§ **Aim**
Your task is to locate every line holding the string "index" and to copy each of them.

§ **Data**
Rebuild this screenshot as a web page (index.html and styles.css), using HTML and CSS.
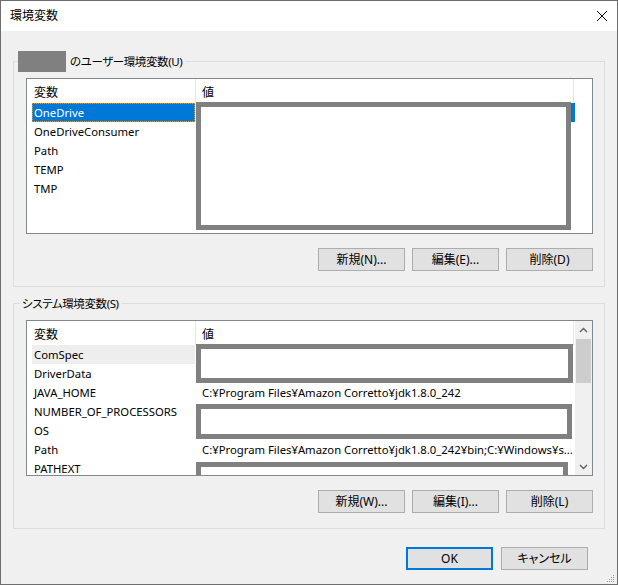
FILE: index.html
```html
<!DOCTYPE html>
<html lang="ja">
<head>
<meta charset="utf-8">
<title>環境変数</title>
<link rel="stylesheet" href="styles.css">
</head>
<body>
<div class="window">
  <div class="titlebar">
    <span class="title">環境変数</span>
    <svg class="close" width="12" height="12" viewBox="0 0 12 12"><path d="M1 1 L11 11 M11 1 L1 11" stroke="#000" stroke-width="1" fill="none"/></svg>
  </div>
  <div class="content">
    <div class="group group-user">
      <div class="legend legend-user"><span class="redact"></span><span class="legend-text">のユーザー環境変数(U)</span></div>
      <div class="list">
        <div class="list-head"><div class="head-name">変数</div><div class="head-value">値</div></div>
        <div class="rows">
          <div class="row selected"><div class="cell-name">OneDrive</div><div class="cell-value"></div></div>
          <div class="row"><div class="cell-name">OneDriveConsumer</div><div class="cell-value"></div></div>
          <div class="row"><div class="cell-name">Path</div><div class="cell-value"></div></div>
          <div class="row"><div class="cell-name">TEMP</div><div class="cell-value"></div></div>
          <div class="row"><div class="cell-name">TMP</div><div class="cell-value"></div></div>
        </div>
        <div class="mask mask-user"></div>
      </div>
      <div class="buttons">
        <button class="btn">新規(N)...</button>
        <button class="btn">編集(E)...</button>
        <button class="btn">削除(D)</button>
      </div>
    </div>

    <div class="group group-system">
      <div class="legend legend-system"><span class="legend-text">システム環境変数(S)</span></div>
      <div class="list">
        <div class="list-inner">
          <div class="list-main">
            <div class="list-head"><div class="head-name">変数</div><div class="head-value">値</div></div>
            <div class="rows">
              <div class="row hover"><div class="cell-name">ComSpec</div><div class="cell-value"></div></div>
              <div class="row"><div class="cell-name">DriverData</div><div class="cell-value"></div></div>
              <div class="row"><div class="cell-name">JAVA_HOME</div><div class="cell-value">C:¥Program Files¥Amazon Corretto¥jdk1.8.0_242</div></div>
              <div class="row"><div class="cell-name">NUMBER_OF_PROCESSORS</div><div class="cell-value"></div></div>
              <div class="row"><div class="cell-name">OS</div><div class="cell-value"></div></div>
              <div class="row"><div class="cell-name">Path</div><div class="cell-value">C:¥Program Files¥Amazon Corretto¥jdk1.8.0_242¥bin;C:¥Windows¥s...</div></div>
              <div class="row"><div class="cell-name">PATHEXT</div><div class="cell-value"></div></div>
            </div>
            <div class="mask mask-a"></div>
            <div class="mask mask-b"></div>
            <div class="mask mask-c"></div>
          </div>
          <div class="scrollbar">
            <div class="sb-arrow"><svg width="9" height="6" viewBox="0 0 9 6"><path d="M1 5 L4.5 1.5 L8 5" stroke="#606060" stroke-width="1.4" fill="none"/></svg></div>
            <div class="sb-thumb"></div>
            <div class="sb-track"></div>
            <div class="sb-arrow"><svg width="9" height="6" viewBox="0 0 9 6"><path d="M1 1 L4.5 4.5 L8 1" stroke="#606060" stroke-width="1.4" fill="none"/></svg></div>
          </div>
        </div>
      </div>
      <div class="buttons">
        <button class="btn">新規(W)...</button>
        <button class="btn">編集(I)...</button>
        <button class="btn">削除(L)</button>
      </div>
    </div>

    <div class="footer">
      <button class="btn btn-default">OK</button>
      <button class="btn">キャンセル</button>
    </div>
  </div>
  <svg class="grip" width="9" height="9" viewBox="0 0 9 9">
    <rect x="7" y="1" width="1" height="1" fill="#9a9a9a"/>
    <rect x="5" y="3" width="1" height="1" fill="#9a9a9a"/>
    <rect x="7" y="3" width="1" height="1" fill="#9a9a9a"/>
    <rect x="3" y="5" width="1" height="1" fill="#9a9a9a"/>
    <rect x="5" y="5" width="1" height="1" fill="#9a9a9a"/>
    <rect x="7" y="5" width="1" height="1" fill="#9a9a9a"/>
    <rect x="1" y="7" width="1" height="1" fill="#9a9a9a"/>
    <rect x="3" y="7" width="1" height="1" fill="#9a9a9a"/>
    <rect x="5" y="7" width="1" height="1" fill="#9a9a9a"/>
    <rect x="7" y="7" width="1" height="1" fill="#9a9a9a"/>
  </svg>
</div>
</body>
</html>
```

FILE: styles.css
```css
* { box-sizing: border-box; }
html, body { margin: 0; padding: 0; background: #fff; }
body {
  font-family: "Noto Sans", "Noto Sans CJK JP", sans-serif;
  font-size: 12px;
  color: #000;
  font-feature-settings: "palt";
}
.window {
  position: relative;
  width: 618px;
  height: 585px;
  border: 1px solid #6e6e6e;
  background: #f0f0f0;
  display: flex;
  flex-direction: column;
}
.titlebar {
  height: 30px;
  background: #fff;
  display: flex;
  align-items: center;
  justify-content: space-between;
  padding: 0 9px 0 9px;
}
.title { font-size: 12px; line-height: 16px; }
.close { margin-top: -1px; }
.content {
  flex: 1;
  padding: 30px 12px 0 12px;
  display: flex;
  flex-direction: column;
}
.group {
  border: 1px solid #dcdcdc;
  display: flex;
  flex-direction: column;
  padding: 0 11px 15px 12px;
}
.group-system { margin-top: 16px; }
.legend {
  height: 22px;
  margin-top: -12px;
  display: flex;
  align-items: center;
  align-self: flex-start;
  background: #f0f0f0;
  line-height: 16px;
  white-space: nowrap;
}
.legend-text { padding-top: 1px; font-size: 11.5px; letter-spacing: -0.4px; }
.legend-user { margin-left: -8px; padding-right: 3px; }
.legend-system { margin-left: -6px; padding: 0 3px 0 2px; }
.redact {
  display: inline-block;
  width: 48px;
  height: 21px;
  background: #808080;
  margin-right: 4px;
}
.list {
  margin-top: 6px;
  height: 156px;
  border: 1px solid #828790;
  background: #fff;
  position: relative;
  overflow: hidden;
}
.list-inner { display: flex; height: 100%; }
.list-main { position: relative; width: 548px; }
.list-head {
  height: 24px;
  display: flex;
  width: 547px;
}
.head-name {
  width: 168px;
  padding: 6px 0 0 7px;
  line-height: 16px;
}
.head-value {
  width: 379px;
  border-left: 1px solid #e5e5e5;
  border-right: 1px solid #e5e5e5;
  padding: 6px 0 0 6px;
  line-height: 16px;
}
.rows { padding-left: 5px; font-size: 11.3px; }
.row {
  display: flex;
  height: 19px;
  white-space: nowrap;
}
.cell-name { width: 163px; padding: 1px 0 0 2px; line-height: 18px; }
.cell-value { width: 379px; padding: 1px 0 0 6px; line-height: 18px; margin-left: 1px; overflow: hidden; }
.row.selected .cell-name,
.row.selected .cell-value {
  background: #0078d7;
  color: #fff;
}
.row.selected .cell-name { outline: 1px dotted #e0a040; outline-offset: -1px; }
.row.hover .cell-name { background: #eeeeee; }
.mask {
  position: absolute;
  border: 5px solid #808080;
  background: #fff;
}
.mask-user { left: 169px; top: 23px; width: 375px; height: 128px; }
.mask-a { left: 169px; top: 23px; width: 377px; height: 39px; }
.mask-b { left: 169px; top: 83px; width: 376px; height: 35px; }
.mask-c { left: 169px; top: 141px; width: 372px; height: 30px; }
.scrollbar {
  width: 17px;
  background: #f0f0f0;
  display: flex;
  flex-direction: column;
  align-items: center;
}
.sb-arrow {
  height: 17px;
  width: 17px;
  display: flex;
  align-items: center;
  justify-content: center;
}
.sb-thumb { width: 15px; height: 44px; background: #cdcdcd; margin-top: 1px; }
.sb-track { flex: 1; }
.buttons {
  margin-top: 14px;
  display: flex;
  justify-content: flex-end;
  gap: 7px;
}
.btn {
  width: 87px;
  height: 23px;
  background: #e1e1e1;
  border: 1px solid #adadad;
  font-family: inherit;
  font-size: 12px;
  font-feature-settings: "palt";
  color: #000;
  padding: 0;
  margin: 0;
  line-height: 16px;
}
.btn-default { border: 2px solid #0078d7; }
.footer {
  margin-top: 18px;
  display: flex;
  justify-content: flex-end;
  gap: 8px;
  padding-right: 17px;
}
.grip { position: absolute; right: 2px; bottom: 1px; }
```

§ **Task response**
Rebuild this screenshot as a web page (index.html and styles.css), using HTML and CSS.
FILE: index.html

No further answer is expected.